The parentage of the grape is uncertain, but it is speculated that it might be a descendent of the ancient Albanian variety, Balisca, or might have originated from a mutation between wild grapevine species.
While the exact origin of the variety is unknown, the variety seems to have been produced in Bordeaux in the southwest of France for longer than Cabernet Sauvignon.
The variety was once considered more important than Cabernet Sauvignon in Bordeaux, but its popularity declined over time due to ripening problems and production challenges. The phylloxera outbreak in the late 1800s and frost of 1956, also caused a significant downscale in the production of the variety in France.

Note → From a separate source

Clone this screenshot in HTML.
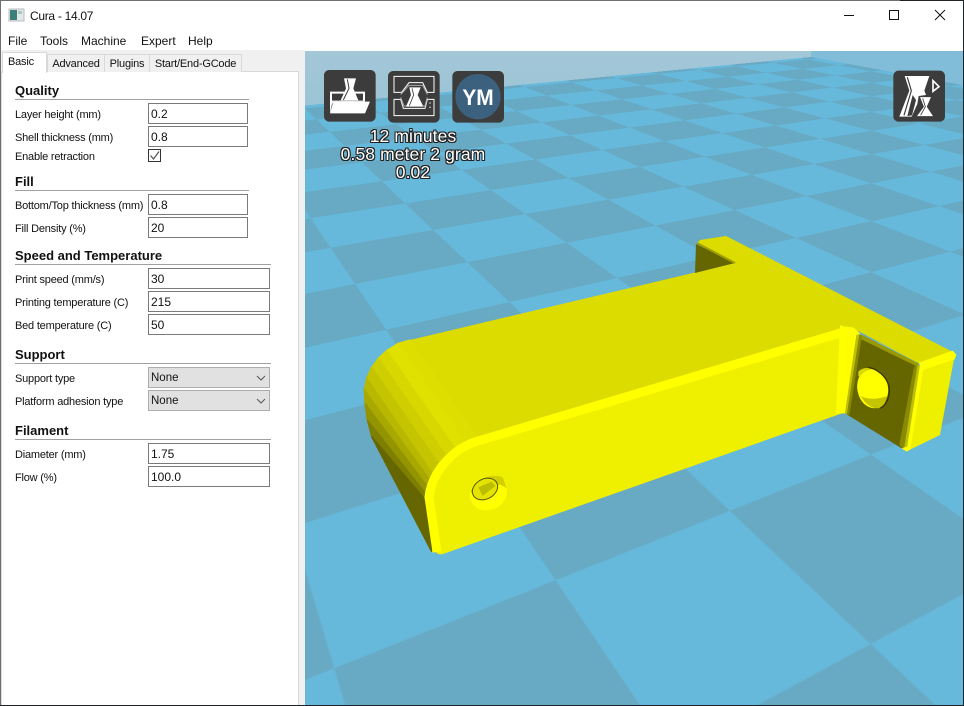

Synonyms include: Petit Verdau, Petit Verdot noir, Verdau, Bonton Blanc, Bouton, Carmelin, Heran, Lambrusquet noir, Verdot and Plant de Palus.

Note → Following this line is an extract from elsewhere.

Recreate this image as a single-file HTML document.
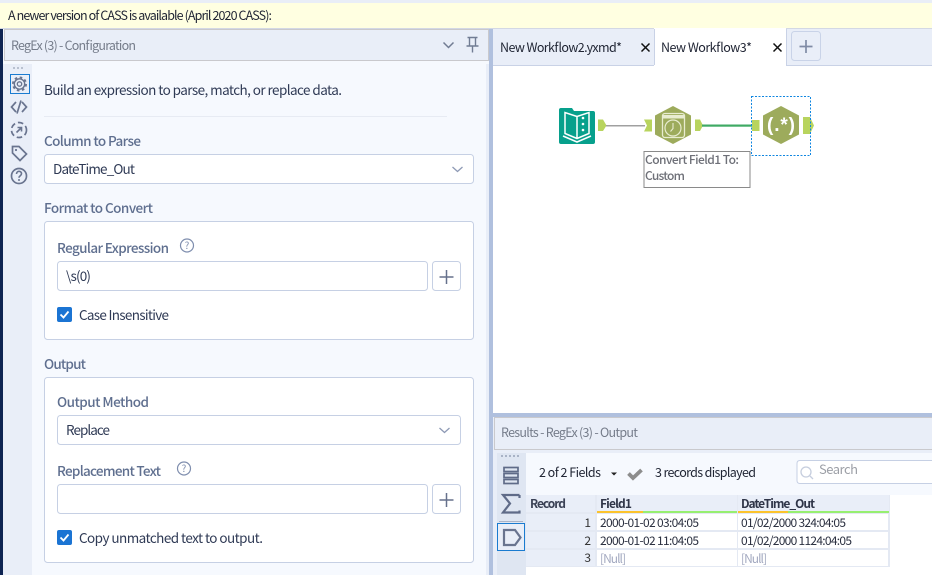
<!DOCTYPE html>
<html><head><meta charset="utf-8"><style>
html,body{margin:0;padding:0;width:932px;height:575px;overflow:hidden;background:#fff}
svg{display:block}
text{font-family:"Noto Sans CJK JP","Liberation Sans",sans-serif;white-space:pre}
.n{font-size:13.5px}
.lab{fill:#5f6f8f;font-weight:500}
.val{fill:#2f3a55}
.ui{font-size:12.5px;fill:#1f2433}
.ttl{font-size:12.5px;fill:#757c8a}
.box{fill:#fff;stroke:#c6d0e4;stroke-width:1}
.ic{fill:none;stroke:#69748f;stroke-width:1.6}
</style></head><body>
<svg width="932" height="575" viewBox="0 0 932 575" xmlns="http://www.w3.org/2000/svg">
<rect width="932" height="575" fill="#fff"/>
<rect width="932" height="3" fill="#e9eef7"/>
<rect y="3" width="932" height="25" fill="#ffffe1"/>
<rect y="28" width="932" height="1" fill="#d3d8e4"/>
<text x="8" y="20" class="ui" textLength="264">A newer version of CASS is available (April 2020 CASS):</text>

<!-- left panel -->
<rect x="0" y="29" width="493" height="546" fill="#f6f9fe"/>
<rect x="0" y="29" width="3" height="546" fill="#0e2452"/>
<rect x="4.500" y="29.500" width="484" height="31" fill="#e9eef8" stroke="#c9c9cd"/>
<rect x="3" y="64" width="29" height="511" fill="#e9eef8"/>
<rect x="486" y="64" width="3" height="511" fill="#e9eef8"/>
<rect x="489" y="29" width="4" height="546" fill="#b0c0de"/>
<text x="11" y="50" class="ttl" textLength="125">RegEx (3) - Configuration</text>
<path d="M443.500 42.500l5 5 5-5" fill="none" stroke="#717c93" stroke-width="1.500"/>
<path d="M467.500 37.500h10M469.500 37.500v8M475.500 37.500v8M466.500 46h12M472.500 46v6.500" fill="none" stroke="#717c93" stroke-width="1.400"/>

<!-- side icons -->
<g fill="#b9c1d0"><rect x="13" y="67" width="2" height="2"/><rect x="17" y="67" width="2" height="2"/><rect x="21" y="67" width="2" height="2"/></g>
<rect x="10.500" y="74.500" width="19" height="19" fill="#e9eef8" stroke="#1a7bd0"/>
<g class="ic">
<circle cx="19.500" cy="84" r="5.200" stroke-width="1.400"/>
<circle cx="19.500" cy="84" r="6.600" stroke-width="1.800" stroke-dasharray="2.600 2.580"/>
<circle cx="19.500" cy="84" r="2.200" stroke-width="1.300"/>
<path d="M16 102l-4.500 5 4.500 5M22 102l4.500 5-4.500 5M21 100.500l-4 13" stroke-width="1.700"/>
<circle cx="19" cy="130" r="7.500" stroke-dasharray="5.500 3" stroke-width="1.700"/>
<path d="M16.500 132.500l5-5M17.500 127.500h4v4"/>
<path d="M12.500 146.500h6.500l7.500 7.500-6.500 6.500-7.500-7.500z" stroke-width="1.700"/>
<circle cx="19" cy="176" r="7.500" stroke-width="1.700"/>
<path d="M16.500 174c0-3.500 5-3.500 5-.3 0 2-2.500 2-2.500 4"/>
</g>
<circle cx="16" cy="150" r="1.100" fill="#69748f"/>
<circle cx="19" cy="180" r="1" fill="#69748f"/>

<!-- form -->
<text x="44" y="95" class="n val" textLength="298">Build an expression to parse, match, or replace data.</text>
<rect x="44" y="116" width="403" height="1" fill="#e7ebf3"/>
<text x="44" y="146" class="n lab" textLength="97">Column to Parse</text>
<rect x="44.500" y="154.500" width="429" height="29" rx="3" class="box"/>
<text x="53" y="174" class="n val" textLength="82">DateTime_Out</text>
<path d="M452.500 167l5 4.500 5-4.500" fill="none" stroke="#8e9ab5" stroke-width="1.300"/>
<text x="44" y="213" class="n lab" textLength="109">Format to Convert</text>
<rect x="44.500" y="221.500" width="429" height="118" rx="3" class="box"/>
<text x="57" y="253" class="n lab" textLength="112">Regular Expression</text>
<circle cx="187" cy="245.500" r="6.500" fill="none" stroke="#7f8eae" stroke-width="1.200"/>
<text x="187" y="249" font-size="9.500" fill="#7f8eae" text-anchor="middle">?</text>
<rect x="57.500" y="261.500" width="370" height="29" rx="3" class="box"/>
<text x="66" y="281" class="n val" textLength="25">\s(0)</text>
<rect x="432.500" y="261.500" width="28" height="29" rx="3" class="box"/>
<path d="M446.500 270v14M439.500 277h14" stroke="#66718c" stroke-width="1.500"/>
<rect x="57" y="307" width="15" height="15" rx="2" fill="#1b74d3"/>
<path d="M60.500 314.500l3 3 5-6" fill="none" stroke="#fff" stroke-width="1.800"/>
<text x="79" y="320" class="n val" textLength="90">Case Insensitive</text>
<text x="44" y="369" class="n lab" textLength="42">Output</text>
<rect x="44.500" y="377.500" width="429" height="185" rx="3" class="box"/>
<text x="57" y="407" class="n lab" textLength="92">Output Method</text>
<rect x="57.500" y="415.500" width="403" height="29" rx="3" class="box"/>
<text x="66" y="435" class="n val" textLength="44">Replace</text>
<path d="M439.500 428l5 4.500 5-4.500" fill="none" stroke="#8e9ab5" stroke-width="1.300"/>
<text x="57" y="476" class="n lab" textLength="104">Replacement Text</text>
<circle cx="184" cy="468.500" r="6.500" fill="none" stroke="#7f8eae" stroke-width="1.200"/>
<text x="184" y="472" font-size="9.500" fill="#7f8eae" text-anchor="middle">?</text>
<rect x="57.500" y="484.500" width="370" height="29" rx="3" class="box"/>
<rect x="432.500" y="484.500" width="28" height="29" rx="3" class="box"/>
<path d="M446.500 493v14M439.500 500h14" stroke="#66718c" stroke-width="1.500"/>
<rect x="57" y="530" width="15" height="15" rx="2" fill="#1b74d3"/>
<path d="M60.500 537.500l3 3 5-6" fill="none" stroke="#fff" stroke-width="1.800"/>
<text x="79" y="543" class="n val" textLength="184">Copy unmatched text to output.</text>

<!-- tabs -->
<rect x="493" y="29" width="439" height="36" fill="#e9eef8"/>
<rect x="493" y="65" width="439" height="1" fill="#c9d2e6"/>
<rect x="654" y="28" width="132" height="38" fill="#fff"/>
<path d="M654.500 29v36M786.500 29v37" stroke="#c9d2e6"/>
<text x="500" y="52" class="ui" textLength="122">New Workflow2.yxmd*</text>
<path d="M641.500 43.500l8 8M649.500 43.500l-8 8" stroke="#111" stroke-width="1.500"/>
<text x="661" y="52" class="ui" textLength="91">New Workflow3*</text>
<path d="M773.500 43.500l8 8M781.500 43.500l-8 8" stroke="#111" stroke-width="1.500"/>
<rect x="791.500" y="31.500" width="29" height="29" rx="3" fill="#e9eef8" stroke="#c9d3e8"/>
<path d="M806 40v13M799.500 46.500h13" stroke="#7f8ba5" stroke-width="1.700"/>

<!-- canvas: input tool -->
<path d="M561 108h11l2 3 19 0q2 0 2 2v29q0 2-2 2h-32q-2 0-2-2v-32q0-2 2-2z" fill="#07a08c"/>
<path d="M577 116.500l-12-4v21l12 5 12-5v-21z M577 116.500v22" fill="none" stroke="#fff" stroke-width="1.500"/>
<path d="M563 136l14 6 14-6" fill="none" stroke="#fff" stroke-width="1.500"/>
<circle cx="583" cy="118" r="1.300" fill="#fff"/><circle cx="583" cy="124" r="1.300" fill="#fff"/><circle cx="583" cy="130" r="1.300" fill="#fff"/>
<path d="M598 119.500h5l3.500 6-3.500 5.500h-5z" fill="#b8d45e"/>
<rect x="606" y="125" width="39" height="1.500" fill="#a0a0a0"/>
<path d="M644 119.500h8v12h-8l3-6z" fill="#b8d45e"/>
<!-- datetime tool -->
<path d="M673 106l18 9.500v19l-18 9.500-18-9.500v-19z" fill="#9dab5c"/>
<rect x="662.500" y="113.500" width="22" height="24" rx="2.500" fill="none" stroke="#e8ecd0" stroke-width="1.300"/>
<rect x="662" y="115" width="23" height="3.500" fill="#e8ecd0"/>
<circle cx="673" cy="128" r="8" fill="none" stroke="#e8ecd0" stroke-width="1.200"/>
<path d="M673 123v5.500l-2.500 3" fill="none" stroke="#e8ecd0" stroke-width="1.100"/>
<path d="M695 119.500h5l3 6-3 5.500h-5z" fill="#b8d45e"/>
<rect x="702" y="124.500" width="51" height="2.200" fill="#3faa64"/>
<path d="M752 120h7.500v11H752z" fill="#b8d45e"/>
<!-- regex tool -->
<path d="M781 106l18 9.500v19l-18 9.500-18-9.500v-19z" fill="#9dab5c"/>
<text x="767" y="131" font-size="19" font-weight="bold" fill="#fff" textLength="28" style="font-family:'Liberation Sans',sans-serif">(.*)</text>
<path d="M803 117h7l4 8.500-4 8.500h-7z" fill="#b8d45e"/>
<rect x="751.500" y="96.500" width="59" height="59" fill="none" stroke="#0f86e0" stroke-dasharray="2 1.500"/>
<rect x="644" y="151.500" width="106" height="36" fill="#fff" stroke="#8a8a8a"/>
<text x="645" y="164" font-size="12" font-weight="500" fill="#6e7078" textLength="94">Convert Field1 To:</text>
<text x="645" y="180" font-size="12" font-weight="500" fill="#6e7078" textLength="40">Custom</text>

<!-- results -->
<rect x="493" y="413" width="439" height="4" fill="#b0c0de"/>
<rect x="493" y="417" width="439" height="158" fill="#e9eef8"/>
<rect x="494.500" y="417.500" width="440" height="32" fill="#e9eef8" stroke="#c9c9cd"/>
<text x="501" y="437" class="ttl" textLength="137">Results - RegEx (3) - Output</text>
<rect x="497" y="453" width="29" height="122" fill="#dfe6f2"/>
<rect x="526" y="453" width="406" height="122" fill="#fff"/>
<rect x="526" y="453" width="406" height="42" fill="#f6f9fe"/>
<g fill="#a9b3c6"><rect x="501" y="455" width="2" height="2"/><rect x="505" y="455" width="2" height="2"/><rect x="509" y="455" width="2" height="2"/><rect x="513" y="455" width="2" height="2"/><rect x="517" y="455" width="2" height="2"/></g>
<g fill="none" stroke="#5f6b88" stroke-width="1.700">
<rect x="504" y="467.500" width="14" height="4"/><rect x="504" y="473.500" width="14" height="4"/><rect x="504" y="479.500" width="14" height="4"/>
<path d="M519.500 495h-16.500l7 8.500-7 9h16.500v-2M519.500 495v3" stroke-width="2.200"/>
</g>
<rect x="499" y="521" width="24" height="1" fill="#aab4c8"/>
<rect x="497.500" y="523.500" width="27" height="27" fill="#e9eef8" stroke="#1a7bd0"/>
<path d="M504 530h11l5.500 7.500-5.500 7.500h-11z" fill="none" stroke="#69748f" stroke-width="2.200"/>

<text x="539" y="477" class="ui" textLength="62">2 of 2 Fields</text>
<path d="M611 472.500h6l-3 3z" fill="#222"/>
<path d="M628.500 473.500l4.500 4.500 8.500-8" fill="none" stroke="#8d8d8d" stroke-width="3.800"/>
<text x="655" y="477" class="ui" textLength="101">3 records displayed</text>
<path d="M932 460.500h-132q-3 0-3 3v17q0 3 3 3h132" fill="#fff" stroke="#c6d0e4"/>
<circle cx="806" cy="472" r="5" fill="none" stroke="#c6cede" stroke-width="1.300"/>
<path d="M810 476l3 3" stroke="#c6cede" stroke-width="1.300"/>
<text x="819" y="474" font-size="13" fill="#9c9fa6" textLength="39">Search</text>

<!-- table -->
<rect x="526" y="495" width="364" height="72" fill="#e4e9f3"/>
<rect x="526" y="495" width="69" height="17" fill="#e9eef8"/>
<rect x="597" y="495" width="140" height="17" fill="#e9eef8"/>
<rect x="738" y="495" width="151" height="17" fill="#e9eef8"/>
<rect x="597" y="511" width="46" height="2" fill="#fcc32c"/><rect x="643" y="511" width="94" height="2" fill="#97ef70"/>
<rect x="738" y="511" width="50" height="2" fill="#fcc32c"/><rect x="788" y="511" width="101" height="2" fill="#97ef70"/>
<rect x="526" y="514" width="69" height="16" fill="#e9eef8"/><rect x="526" y="532" width="69" height="16" fill="#e9eef8"/><rect x="526" y="550" width="69" height="16" fill="#e9eef8"/>
<g fill="#fff">
<rect x="597" y="514" width="140" height="16"/><rect x="738" y="514" width="150" height="16"/>
<rect x="597" y="532" width="140" height="16"/><rect x="738" y="532" width="150" height="16"/>
<rect x="597" y="550" width="140" height="16"/><rect x="738" y="550" width="150" height="16"/>
</g>
<g font-size="12">
<text x="530" y="508" font-weight="bold" fill="#3b4256" textLength="36">Record</text>
<text x="600" y="508" font-weight="bold" fill="#2f3548" textLength="32">Field1</text>
<text x="741" y="508" font-weight="bold" fill="#2f3548" textLength="74">DateTime_Out</text>
<text x="591" y="527" fill="#333" text-anchor="end">1</text>
<text x="591" y="545" fill="#333" text-anchor="end">2</text>
<text x="591" y="562" fill="#333" text-anchor="end">3</text>
<text x="600" y="527" fill="#2b3040" textLength="99">2000-01-02 03:04:05</text>
<text x="600" y="545" fill="#2b3040" textLength="99">2000-01-02 11:04:05</text>
<text x="600" y="563" fill="#a3a9c0" textLength="26">[Null]</text>
<text x="741" y="527" fill="#2b3040" textLength="105">01/02/2000 324:04:05</text>
<text x="741" y="545" fill="#2b3040" textLength="111">01/02/2000 1124:04:05</text>
<text x="741" y="563" fill="#a3a9c0" textLength="26">[Null]</text>
</g>
</svg>
</body></html>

Production in South Africa
Welgemeend Wine Estate seems to be the first farm to have planted the Petit Verdot vines in 1975. The area under production in South Africa has been increasing steadily, following the importation of more promising French clones in the 1990s.

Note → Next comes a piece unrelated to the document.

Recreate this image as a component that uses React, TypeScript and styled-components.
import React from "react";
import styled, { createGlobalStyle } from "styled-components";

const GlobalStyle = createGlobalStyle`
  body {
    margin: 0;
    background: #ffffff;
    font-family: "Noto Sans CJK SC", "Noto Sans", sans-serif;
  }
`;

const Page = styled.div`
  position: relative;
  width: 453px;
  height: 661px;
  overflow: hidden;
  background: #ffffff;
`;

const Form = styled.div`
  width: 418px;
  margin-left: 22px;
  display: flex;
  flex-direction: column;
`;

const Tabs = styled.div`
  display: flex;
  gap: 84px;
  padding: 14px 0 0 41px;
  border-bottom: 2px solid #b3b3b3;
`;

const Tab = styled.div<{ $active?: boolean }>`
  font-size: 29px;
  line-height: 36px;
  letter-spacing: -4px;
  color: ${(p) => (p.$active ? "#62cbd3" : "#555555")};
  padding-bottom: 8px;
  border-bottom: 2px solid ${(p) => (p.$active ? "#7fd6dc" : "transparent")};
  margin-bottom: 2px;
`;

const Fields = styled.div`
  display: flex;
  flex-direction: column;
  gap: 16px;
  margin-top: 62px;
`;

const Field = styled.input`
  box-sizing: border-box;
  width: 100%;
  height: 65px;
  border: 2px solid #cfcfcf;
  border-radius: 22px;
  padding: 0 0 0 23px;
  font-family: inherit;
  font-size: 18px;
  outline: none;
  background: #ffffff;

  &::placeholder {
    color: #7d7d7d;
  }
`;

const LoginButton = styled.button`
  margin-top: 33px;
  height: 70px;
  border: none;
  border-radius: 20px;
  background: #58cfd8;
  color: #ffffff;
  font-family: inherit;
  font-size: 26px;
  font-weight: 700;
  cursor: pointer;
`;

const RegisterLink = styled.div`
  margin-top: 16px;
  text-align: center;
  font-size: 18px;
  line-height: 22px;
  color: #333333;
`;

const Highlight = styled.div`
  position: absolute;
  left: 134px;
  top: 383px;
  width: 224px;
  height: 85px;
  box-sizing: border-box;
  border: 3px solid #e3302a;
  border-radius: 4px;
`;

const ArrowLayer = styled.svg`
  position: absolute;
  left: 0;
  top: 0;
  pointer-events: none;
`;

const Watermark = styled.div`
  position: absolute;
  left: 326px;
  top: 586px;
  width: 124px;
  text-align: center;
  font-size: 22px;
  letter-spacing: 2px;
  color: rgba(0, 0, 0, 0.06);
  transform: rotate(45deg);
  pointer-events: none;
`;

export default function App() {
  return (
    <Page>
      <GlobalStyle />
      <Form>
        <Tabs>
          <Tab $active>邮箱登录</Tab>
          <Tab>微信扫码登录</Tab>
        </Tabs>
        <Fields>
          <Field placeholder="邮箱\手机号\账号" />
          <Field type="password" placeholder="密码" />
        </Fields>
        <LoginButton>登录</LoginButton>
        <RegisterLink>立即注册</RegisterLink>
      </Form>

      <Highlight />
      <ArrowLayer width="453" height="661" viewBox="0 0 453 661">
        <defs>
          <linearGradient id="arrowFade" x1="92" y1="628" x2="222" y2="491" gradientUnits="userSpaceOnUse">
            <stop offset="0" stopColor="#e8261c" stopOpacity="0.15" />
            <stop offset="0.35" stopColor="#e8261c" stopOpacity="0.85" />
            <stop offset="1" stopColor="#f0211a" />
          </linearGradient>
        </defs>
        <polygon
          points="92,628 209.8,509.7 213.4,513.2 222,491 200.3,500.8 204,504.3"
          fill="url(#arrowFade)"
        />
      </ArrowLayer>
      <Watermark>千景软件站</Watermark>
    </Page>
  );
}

Plantings of Petit Verdot vines have grown significantly since the 1990s, with South Africa boosting nearly 750 ha under the variety in 2016. The variety is planted in all the wine production regions of the country, with Stellenbosch boosting the largest area under production, followed by Paarl and Robertson.
Growth and Ripening
The variety is a vigorous grower with a crawling habit. It has a high production potential, ranging between 20 t/ha to 28 t/ha. Grapes ripen late mid-season, from the end of February to middle-March.
Berries and Leaves
The variety produces small, round, thick-skinned berries that turn blue black when optimally ripe. Under unfavourable climatic conditions, the vines may produce green seedless grapes. The medium to large sized leaves have a dark green colour, oblong shape and five lobes.
Pests and Diseases
The variety is susceptible to downy mildew and powdery. It needs plenty of sunlight for optimal ripening and colour development.
The number of single varietal Petit Verdot produced in South Africa, has been increasing steadily over the past decade. It is also used to make typical Bordeaux-style blends, with, for example, Cabernet Sauvignon, Merlot, Cabernet Franc or Malbec.
The variety generally produces berry and nut flavours. Intense fruity flavours are produced when vines are subjected to high temperatures during February. The wine is very dark with a blackish purplish rim.